(SUPPLIED DATA)
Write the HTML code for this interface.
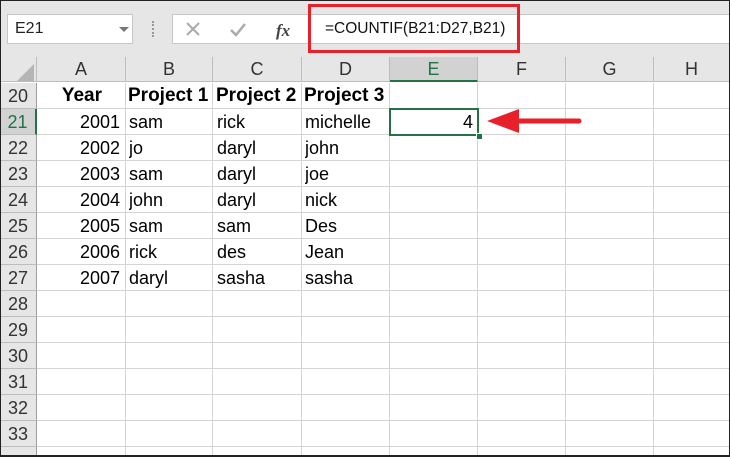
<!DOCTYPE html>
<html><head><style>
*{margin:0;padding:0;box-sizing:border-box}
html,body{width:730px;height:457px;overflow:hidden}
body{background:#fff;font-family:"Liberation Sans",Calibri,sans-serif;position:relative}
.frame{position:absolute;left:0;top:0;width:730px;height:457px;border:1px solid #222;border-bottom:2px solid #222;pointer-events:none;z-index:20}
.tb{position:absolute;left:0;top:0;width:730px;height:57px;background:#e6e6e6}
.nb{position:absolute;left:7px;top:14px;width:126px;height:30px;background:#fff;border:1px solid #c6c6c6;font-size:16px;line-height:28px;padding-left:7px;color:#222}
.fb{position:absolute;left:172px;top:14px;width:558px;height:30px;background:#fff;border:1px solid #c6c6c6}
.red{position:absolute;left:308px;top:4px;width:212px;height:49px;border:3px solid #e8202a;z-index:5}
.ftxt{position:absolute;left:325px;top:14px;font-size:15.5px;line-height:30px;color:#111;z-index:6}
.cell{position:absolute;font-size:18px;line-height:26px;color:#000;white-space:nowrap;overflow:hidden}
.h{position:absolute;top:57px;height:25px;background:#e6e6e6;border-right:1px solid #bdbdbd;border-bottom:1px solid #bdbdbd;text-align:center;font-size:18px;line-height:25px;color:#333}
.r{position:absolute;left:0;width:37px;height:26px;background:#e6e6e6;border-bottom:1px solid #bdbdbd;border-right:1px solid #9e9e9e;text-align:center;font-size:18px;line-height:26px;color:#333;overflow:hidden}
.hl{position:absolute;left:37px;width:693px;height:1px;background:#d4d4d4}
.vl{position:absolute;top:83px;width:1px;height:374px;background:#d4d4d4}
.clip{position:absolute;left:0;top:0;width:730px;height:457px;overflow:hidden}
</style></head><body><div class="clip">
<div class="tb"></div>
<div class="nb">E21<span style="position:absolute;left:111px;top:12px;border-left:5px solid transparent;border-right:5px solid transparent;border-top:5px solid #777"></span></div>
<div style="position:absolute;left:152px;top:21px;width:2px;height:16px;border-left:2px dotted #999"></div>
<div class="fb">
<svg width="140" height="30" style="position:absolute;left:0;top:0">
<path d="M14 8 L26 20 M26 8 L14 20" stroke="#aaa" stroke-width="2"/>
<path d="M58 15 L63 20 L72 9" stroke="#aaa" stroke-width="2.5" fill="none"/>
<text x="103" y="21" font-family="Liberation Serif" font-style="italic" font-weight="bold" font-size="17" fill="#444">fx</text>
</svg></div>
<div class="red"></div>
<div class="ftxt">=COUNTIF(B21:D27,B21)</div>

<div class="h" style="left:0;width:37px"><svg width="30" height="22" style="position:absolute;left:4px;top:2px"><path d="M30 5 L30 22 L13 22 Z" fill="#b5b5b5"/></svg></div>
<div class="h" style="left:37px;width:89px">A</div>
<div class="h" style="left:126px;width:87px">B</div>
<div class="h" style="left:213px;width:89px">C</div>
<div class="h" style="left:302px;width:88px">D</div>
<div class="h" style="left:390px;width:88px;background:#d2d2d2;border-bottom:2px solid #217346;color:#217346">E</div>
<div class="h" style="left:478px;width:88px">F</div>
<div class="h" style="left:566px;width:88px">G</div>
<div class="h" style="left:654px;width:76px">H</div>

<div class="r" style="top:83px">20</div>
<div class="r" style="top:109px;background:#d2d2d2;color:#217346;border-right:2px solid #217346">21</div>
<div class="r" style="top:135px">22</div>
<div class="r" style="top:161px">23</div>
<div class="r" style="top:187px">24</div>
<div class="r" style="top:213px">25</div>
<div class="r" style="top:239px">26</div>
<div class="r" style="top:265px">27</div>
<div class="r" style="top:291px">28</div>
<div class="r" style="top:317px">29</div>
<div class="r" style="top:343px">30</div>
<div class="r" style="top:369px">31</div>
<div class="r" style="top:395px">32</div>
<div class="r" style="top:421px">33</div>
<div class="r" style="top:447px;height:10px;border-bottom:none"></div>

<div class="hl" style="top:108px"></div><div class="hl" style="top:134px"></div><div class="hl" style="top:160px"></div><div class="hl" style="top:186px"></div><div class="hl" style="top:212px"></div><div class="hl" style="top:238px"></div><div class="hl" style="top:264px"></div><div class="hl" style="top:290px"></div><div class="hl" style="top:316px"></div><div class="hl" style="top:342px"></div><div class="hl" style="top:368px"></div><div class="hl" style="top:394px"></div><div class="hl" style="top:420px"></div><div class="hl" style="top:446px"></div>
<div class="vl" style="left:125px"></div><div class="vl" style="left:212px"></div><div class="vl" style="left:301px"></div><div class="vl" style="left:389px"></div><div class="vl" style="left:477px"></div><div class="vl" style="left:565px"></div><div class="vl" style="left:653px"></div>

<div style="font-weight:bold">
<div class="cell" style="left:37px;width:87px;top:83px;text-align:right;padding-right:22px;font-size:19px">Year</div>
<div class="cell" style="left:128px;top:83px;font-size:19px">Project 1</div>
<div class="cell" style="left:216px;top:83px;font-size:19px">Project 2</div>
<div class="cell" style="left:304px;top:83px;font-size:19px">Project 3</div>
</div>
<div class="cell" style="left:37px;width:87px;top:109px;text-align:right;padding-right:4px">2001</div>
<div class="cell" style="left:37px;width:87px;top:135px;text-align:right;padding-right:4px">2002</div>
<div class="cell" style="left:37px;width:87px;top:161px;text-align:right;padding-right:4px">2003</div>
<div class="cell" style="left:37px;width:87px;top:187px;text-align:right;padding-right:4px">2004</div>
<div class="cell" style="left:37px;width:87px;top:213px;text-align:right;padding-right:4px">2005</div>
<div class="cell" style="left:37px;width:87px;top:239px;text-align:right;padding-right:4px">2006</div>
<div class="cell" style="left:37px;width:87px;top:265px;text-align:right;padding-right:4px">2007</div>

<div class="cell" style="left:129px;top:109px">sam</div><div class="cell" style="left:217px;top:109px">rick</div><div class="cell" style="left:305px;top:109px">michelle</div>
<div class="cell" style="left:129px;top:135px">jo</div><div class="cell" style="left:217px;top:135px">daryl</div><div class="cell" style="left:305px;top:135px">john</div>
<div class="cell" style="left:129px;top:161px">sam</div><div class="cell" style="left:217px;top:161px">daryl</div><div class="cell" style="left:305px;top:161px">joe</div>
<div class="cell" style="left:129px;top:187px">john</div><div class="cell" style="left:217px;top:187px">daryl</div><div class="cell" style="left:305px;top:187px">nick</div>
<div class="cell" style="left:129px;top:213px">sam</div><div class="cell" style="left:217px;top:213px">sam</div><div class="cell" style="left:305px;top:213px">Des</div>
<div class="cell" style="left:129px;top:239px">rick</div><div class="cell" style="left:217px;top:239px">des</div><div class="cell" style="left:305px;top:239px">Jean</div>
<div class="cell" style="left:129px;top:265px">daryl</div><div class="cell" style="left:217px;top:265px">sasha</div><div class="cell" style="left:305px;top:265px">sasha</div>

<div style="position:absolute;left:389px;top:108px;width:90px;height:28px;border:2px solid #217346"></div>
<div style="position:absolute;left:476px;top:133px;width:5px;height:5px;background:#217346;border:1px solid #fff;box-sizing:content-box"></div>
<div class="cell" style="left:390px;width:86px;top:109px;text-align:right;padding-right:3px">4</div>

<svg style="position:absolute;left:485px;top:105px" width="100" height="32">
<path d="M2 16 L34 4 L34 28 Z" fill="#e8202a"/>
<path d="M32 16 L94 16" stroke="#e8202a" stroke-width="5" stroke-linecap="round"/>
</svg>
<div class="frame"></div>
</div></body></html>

(WHAT YOU HAVE TO DO) From the material above, copy everything exactly but the pictures.

(THE ANSWER)
Write the HTML code for this interface.
<!DOCTYPE html>
<html><head><style>
*{margin:0;padding:0;box-sizing:border-box}
html,body{width:730px;height:457px;overflow:hidden}
body{background:#fff;font-family:"Liberation Sans",Calibri,sans-serif;position:relative}
.frame{position:absolute;left:0;top:0;width:730px;height:457px;border:1px solid #222;border-bottom:2px solid #222;pointer-events:none;z-index:20}
.tb{position:absolute;left:0;top:0;width:730px;height:57px;background:#e6e6e6}
.nb{position:absolute;left:7px;top:14px;width:126px;height:30px;background:#fff;border:1px solid #c6c6c6;font-size:16px;line-height:28px;padding-left:7px;color:#222}
.fb{position:absolute;left:172px;top:14px;width:558px;height:30px;background:#fff;border:1px solid #c6c6c6}
.red{position:absolute;left:308px;top:4px;width:212px;height:49px;border:3px solid #e8202a;z-index:5}
.ftxt{position:absolute;left:325px;top:14px;font-size:15.5px;line-height:30px;color:#111;z-index:6}
.cell{position:absolute;font-size:18px;line-height:26px;color:#000;white-space:nowrap;overflow:hidden}
.h{position:absolute;top:57px;height:25px;background:#e6e6e6;border-right:1px solid #bdbdbd;border-bottom:1px solid #bdbdbd;text-align:center;font-size:18px;line-height:25px;color:#333}
.r{position:absolute;left:0;width:37px;height:26px;background:#e6e6e6;border-bottom:1px solid #bdbdbd;border-right:1px solid #9e9e9e;text-align:center;font-size:18px;line-height:26px;color:#333;overflow:hidden}
.hl{position:absolute;left:37px;width:693px;height:1px;background:#d4d4d4}
.vl{position:absolute;top:83px;width:1px;height:374px;background:#d4d4d4}
.clip{position:absolute;left:0;top:0;width:730px;height:457px;overflow:hidden}
</style></head><body><div class="clip">
<div class="tb"></div>
<div class="nb">E21<span style="position:absolute;left:111px;top:12px;border-left:5px solid transparent;border-right:5px solid transparent;border-top:5px solid #777"></span></div>
<div style="position:absolute;left:152px;top:21px;width:2px;height:16px;border-left:2px dotted #999"></div>
<div class="fb">
<svg width="140" height="30" style="position:absolute;left:0;top:0">
<path d="M14 8 L26 20 M26 8 L14 20" stroke="#aaa" stroke-width="2"/>
<path d="M58 15 L63 20 L72 9" stroke="#aaa" stroke-width="2.5" fill="none"/>
<text x="103" y="21" font-family="Liberation Serif" font-style="italic" font-weight="bold" font-size="17" fill="#444">fx</text>
</svg></div>
<div class="red"></div>
<div class="ftxt">=COUNTIF(B21:D27,B21)</div>

<div class="h" style="left:0;width:37px"><svg width="30" height="22" style="position:absolute;left:4px;top:2px"><path d="M30 5 L30 22 L13 22 Z" fill="#b5b5b5"/></svg></div>
<div class="h" style="left:37px;width:89px">A</div>
<div class="h" style="left:126px;width:87px">B</div>
<div class="h" style="left:213px;width:89px">C</div>
<div class="h" style="left:302px;width:88px">D</div>
<div class="h" style="left:390px;width:88px;background:#d2d2d2;border-bottom:2px solid #217346;color:#217346">E</div>
<div class="h" style="left:478px;width:88px">F</div>
<div class="h" style="left:566px;width:88px">G</div>
<div class="h" style="left:654px;width:76px">H</div>

<div class="r" style="top:83px">20</div>
<div class="r" style="top:109px;background:#d2d2d2;color:#217346;border-right:2px solid #217346">21</div>
<div class="r" style="top:135px">22</div>
<div class="r" style="top:161px">23</div>
<div class="r" style="top:187px">24</div>
<div class="r" style="top:213px">25</div>
<div class="r" style="top:239px">26</div>
<div class="r" style="top:265px">27</div>
<div class="r" style="top:291px">28</div>
<div class="r" style="top:317px">29</div>
<div class="r" style="top:343px">30</div>
<div class="r" style="top:369px">31</div>
<div class="r" style="top:395px">32</div>
<div class="r" style="top:421px">33</div>
<div class="r" style="top:447px;height:10px;border-bottom:none"></div>

<div class="hl" style="top:108px"></div><div class="hl" style="top:134px"></div><div class="hl" style="top:160px"></div><div class="hl" style="top:186px"></div><div class="hl" style="top:212px"></div><div class="hl" style="top:238px"></div><div class="hl" style="top:264px"></div><div class="hl" style="top:290px"></div><div class="hl" style="top:316px"></div><div class="hl" style="top:342px"></div><div class="hl" style="top:368px"></div><div class="hl" style="top:394px"></div><div class="hl" style="top:420px"></div><div class="hl" style="top:446px"></div>
<div class="vl" style="left:125px"></div><div class="vl" style="left:212px"></div><div class="vl" style="left:301px"></div><div class="vl" style="left:389px"></div><div class="vl" style="left:477px"></div><div class="vl" style="left:565px"></div><div class="vl" style="left:653px"></div>

<div style="font-weight:bold">
<div class="cell" style="left:37px;width:87px;top:83px;text-align:right;padding-right:22px;font-size:19px">Year</div>
<div class="cell" style="left:128px;top:83px;font-size:19px">Project 1</div>
<div class="cell" style="left:216px;top:83px;font-size:19px">Project 2</div>
<div class="cell" style="left:304px;top:83px;font-size:19px">Project 3</div>
</div>
<div class="cell" style="left:37px;width:87px;top:109px;text-align:right;padding-right:4px">2001</div>
<div class="cell" style="left:37px;width:87px;top:135px;text-align:right;padding-right:4px">2002</div>
<div class="cell" style="left:37px;width:87px;top:161px;text-align:right;padding-right:4px">2003</div>
<div class="cell" style="left:37px;width:87px;top:187px;text-align:right;padding-right:4px">2004</div>
<div class="cell" style="left:37px;width:87px;top:213px;text-align:right;padding-right:4px">2005</div>
<div class="cell" style="left:37px;width:87px;top:239px;text-align:right;padding-right:4px">2006</div>
<div class="cell" style="left:37px;width:87px;top:265px;text-align:right;padding-right:4px">2007</div>

<div class="cell" style="left:129px;top:109px">sam</div><div class="cell" style="left:217px;top:109px">rick</div><div class="cell" style="left:305px;top:109px">michelle</div>
<div class="cell" style="left:129px;top:135px">jo</div><div class="cell" style="left:217px;top:135px">daryl</div><div class="cell" style="left:305px;top:135px">john</div>
<div class="cell" style="left:129px;top:161px">sam</div><div class="cell" style="left:217px;top:161px">daryl</div><div class="cell" style="left:305px;top:161px">joe</div>
<div class="cell" style="left:129px;top:187px">john</div><div class="cell" style="left:217px;top:187px">daryl</div><div class="cell" style="left:305px;top:187px">nick</div>
<div class="cell" style="left:129px;top:213px">sam</div><div class="cell" style="left:217px;top:213px">sam</div><div class="cell" style="left:305px;top:213px">Des</div>
<div class="cell" style="left:129px;top:239px">rick</div><div class="cell" style="left:217px;top:239px">des</div><div class="cell" style="left:305px;top:239px">Jean</div>
<div class="cell" style="left:129px;top:265px">daryl</div><div class="cell" style="left:217px;top:265px">sasha</div><div class="cell" style="left:305px;top:265px">sasha</div>

<div style="position:absolute;left:389px;top:108px;width:90px;height:28px;border:2px solid #217346"></div>
<div style="position:absolute;left:476px;top:133px;width:5px;height:5px;background:#217346;border:1px solid #fff;box-sizing:content-box"></div>
<div class="cell" style="left:390px;width:86px;top:109px;text-align:right;padding-right:3px">4</div>

<svg style="position:absolute;left:485px;top:105px" width="100" height="32">
<path d="M2 16 L34 4 L34 28 Z" fill="#e8202a"/>
<path d="M32 16 L94 16" stroke="#e8202a" stroke-width="5" stroke-linecap="round"/>
</svg>
<div class="frame"></div>
</div></body></html>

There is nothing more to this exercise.